В больнице меня интересовала лишь бумага, оставленная загадочным врачом, и мне ее представили. В этой справке, написанной очень неразборчиво, диагноз был указан на латыни, но, когда я попросил специалистов объяснить мне, что, собственно, там диагностировано, они разошлись во мнениях.
— Почему же в свидетельстве о смерти написан рак мозга? — недоумевал я.
— Первое, что пришло в голову, — сказал мне мой консультант.— Подумайте сами, кого может заинтересовать смерть семидесятитрехлетнего старика?
В общем, я выяснил, что диагноз был написан наобум, и в этом злая воля проявилась в меньшей степени. Но меня интересовал врач, написавший справку, и тут мне неожиданно помог случай. Хотя печать с фамилией врача была неразборчива, женщина в регистратуре узнала почерк на справке.
— Это Иван Семенович, — сказала она. — Работал у нас долгое время терапевтом, а потом ушел в частную клинику.
Да, тут они прокололись. Увы, от случайностей в этой жизни никто не защищен. Пресловутый Иван Семенович был определен по данным отдела кадров уже через четверть часа, а еще через десять минут оперативная группа отправилась отлавливать его по месту жительства и работы.
Когда его доставили ко мне в кабинет, у меня на столе уже лежала справка судмедэксперта о причине смерти Леонарда Терентьевича. Иван Семенович хоть и был сильно напуган, но держался бодро, даже пытался неуклюже шутить.
— Что, я похож на какого-нибудь убийцу? Надеюсь, не на маньяка.

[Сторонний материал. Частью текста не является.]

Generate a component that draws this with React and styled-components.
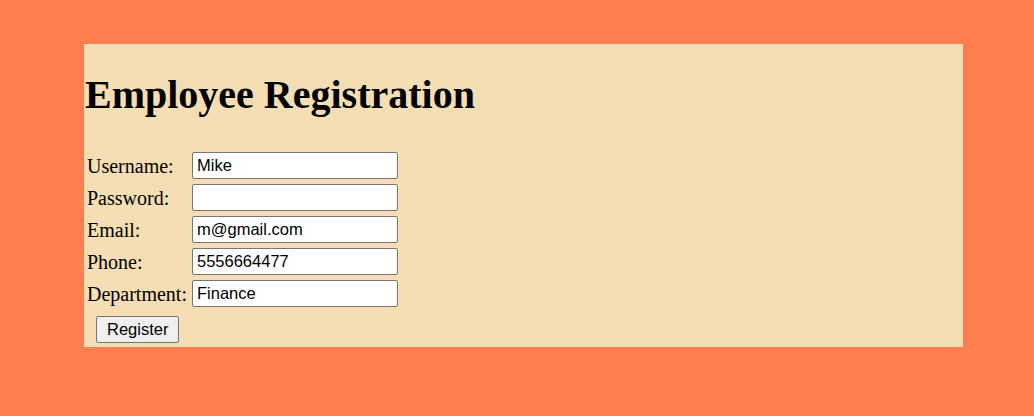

— Александр Борисович,— сообщил мне доверительно оперативник — Этот гражданин как раз собирался выехать на зарубежный курорт.

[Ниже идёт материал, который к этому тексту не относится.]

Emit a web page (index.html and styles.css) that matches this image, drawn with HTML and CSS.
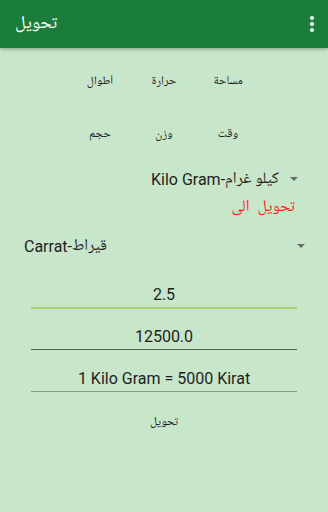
FILE: index.html
```html
<!DOCTYPE html>
<html lang="ar">
<head>
<meta charset="utf-8">
<title>تحويل</title>
<link rel="stylesheet" href="styles.css">
</head>
<body>
<header class="appbar">
  <div class="title">تحويل</div>
  <div class="menu"><span></span><span></span><span></span></div>
</header>
<main class="content">
  <div class="cats">
    <div class="cat">أطوال</div>
    <div class="cat">حرارة</div>
    <div class="cat">مساحة</div>
    <div class="cat">حجم</div>
    <div class="cat">وزن</div>
    <div class="cat">وقت</div>
  </div>
  <div class="spinner spinner-from">
    <span class="spin-text" dir="rtl">كيلو غرام-Kilo Gram</span>
    <span class="arrow"></span>
  </div>
  <div class="to-label" dir="rtl">تحويل&nbsp;&nbsp;الى</div>
  <div class="spinner spinner-to">
    <span class="spin-text" dir="rtl">قيراط-Carrat</span>
    <span class="arrow"></span>
  </div>
  <div class="field field-focus">2.5</div>
  <div class="field field-dark">12500.0</div>
  <div class="field field-light">1 Kilo Gram = 5000 Kirat</div>
  <div class="convert">تحويل</div>
</main>
</body>
</html>
```
FILE: styles.css
```css
* { box-sizing: border-box; }
html, body {
  margin: 0;
  padding: 0;
  width: 328px;
  height: 512px;
  overflow: hidden;
  background: #c8e6c9;
  font-family: "Roboto", "Noto Naskh Arabic UI", "Noto Naskh Arabic", "Noto Sans Arabic UI", "Noto Sans Arabic", "DejaVu Sans", sans-serif;
  color: #1e1e1e;
}
.appbar {
  height: 48px;
  background: #1a7d3b;
  display: flex;
  align-items: center;
  justify-content: space-between;
  padding: 0 16px 0 15px;
  box-shadow: 0 2px 3px rgba(0,0,0,0.22);
  position: relative;
}
.title {
  color: #ffffff;
  font-size: 18px;
  line-height: 24px;
}
.menu {
  display: flex;
  flex-direction: column;
  gap: 2px;
  margin-right: -2px;
}
.menu span {
  width: 4px;
  height: 4px;
  border-radius: 50%;
  background: #ffffff;
}
.content {
  display: flex;
  flex-direction: column;
}
.cats {
  margin: 9px auto 0;
  display: grid;
  grid-template-columns: repeat(3, 64px);
  grid-auto-rows: 48px;
  row-gap: 5px;
}
.cat {
  display: flex;
  align-items: center;
  justify-content: center;
  font-size: 12px;
  color: #222;
}
.spinner {
  display: flex;
  align-items: center;
  height: 24px;
  font-size: 16px;
  color: #1e1e1e;
}
.spinner-from {
  margin-top: 9px;
  justify-content: flex-end;
  padding-right: 30px;
  gap: 11px;
}
.spinner-to {
  margin-top: 15px;
  justify-content: space-between;
  padding-left: 24px;
  padding-right: 23px;
}
.arrow {
  width: 0;
  height: 0;
  border-left: 4px solid transparent;
  border-right: 4px solid transparent;
  border-top: 4px solid #6a6a6a;
}
.to-label {
  margin-top: 6px;
  height: 22px;
  line-height: 22px;
  font-size: 16px;
  color: #ff2020;
  padding-right: 33px;
}
.field {
  margin: 0 31px;
  font-size: 16px;
  line-height: 20px;
  text-align: center;
  padding-bottom: 2px;
  color: #1e1e1e;
}
.field-focus {
  margin-top: 27px;
  border-bottom: 2px solid #a6d16c;
}
.field-dark {
  margin-top: 18px;
  border-bottom: 1px solid #4e5e4e;
}
.field-light {
  margin-top: 19px;
  border-bottom: 1.5px solid #8a9a8a;
}
.convert {
  margin: 12px auto 0;
  width: 64px;
  height: 36px;
  display: flex;
  align-items: center;
  justify-content: center;
  font-size: 12px;
  color: #222;
}
```
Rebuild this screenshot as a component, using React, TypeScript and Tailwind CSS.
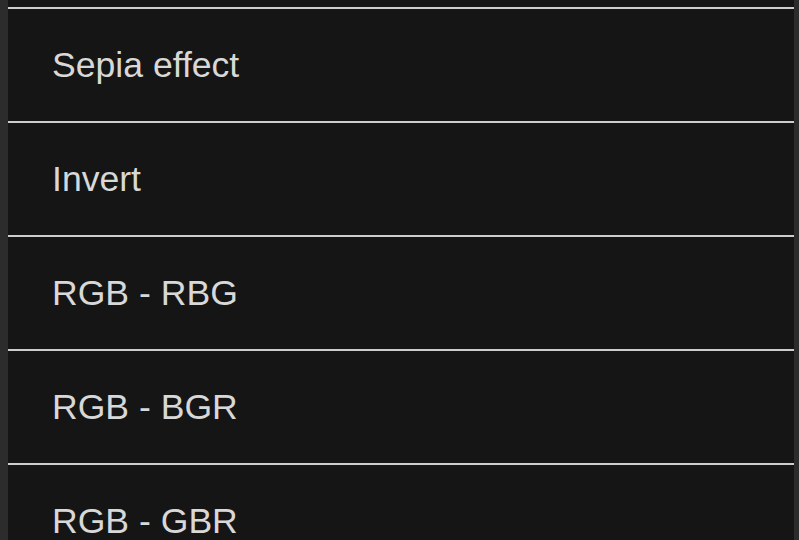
const effects = ["Sepia effect", "Invert", "RGB - RBG", "RGB - BGR", "RGB - GBR"]

const EffectRow = ({ label }: { label: string }) => {
  return (
    <li className="flex h-[114px] shrink-0 items-center border-t-2 border-[#cdcdcd] pt-[1px] pl-[44px] text-[35.6px] text-[#d8d8d8]">
      {label}
    </li>
  )
}

export default function App() {
  return (
    <div
      className="h-[540px] w-[799px] overflow-hidden bg-[#2c2c2c] pl-[8px] pr-[5px]"
      style={{ fontFamily: '"Liberation Sans", Arial, sans-serif' }}
    >
      <ul className="flex h-full flex-col bg-[#151515] pt-[7px]">
        {effects.map((effect) => (
          <EffectRow key={effect} label={effect} />
        ))}
      </ul>
    </div>
  )
}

— У вас отпуск? — спросил я.
— Ну, в этом-то большого криминала нет,— нервно улыбнулся Иван Семенович. — Да, взял путевку на Адриатику. Надо же и отдохнуть.
— После трудов праведных, — закончил за него я.
— Представьте себе,— сказал он.— Мы действительно работаем.
— Я вас, собственно, поэтому и пригласил,— кивнул я. — Третьего дня вы были на работе?
— Разумеется, — произнес он, и я заметил, как он начинает бледнеть.
— А со «скорой помощью» ваша работа никак не связана?
— Не понимаю, о чем вы, но догадываюсь. Представьте, во время обеденного перерыва еду на машине домой, и вдруг этот дед чуть ли не падает мне под колеса. Ну вышел, помог добраться до дома, оказал посильную помощь...
— Почему вы представились родственникам врачом «скорой помощи»?
Он пожал плечами.
— Чтобы не пускаться в объяснения.
— А чемоданчик с инструментами вы с собой принесли для этих же целей?
— Не понимаю, в чем вы меня подозреваете, — стал он волноваться. — Да, оказал больному первую помощь. Что же в этом плохого?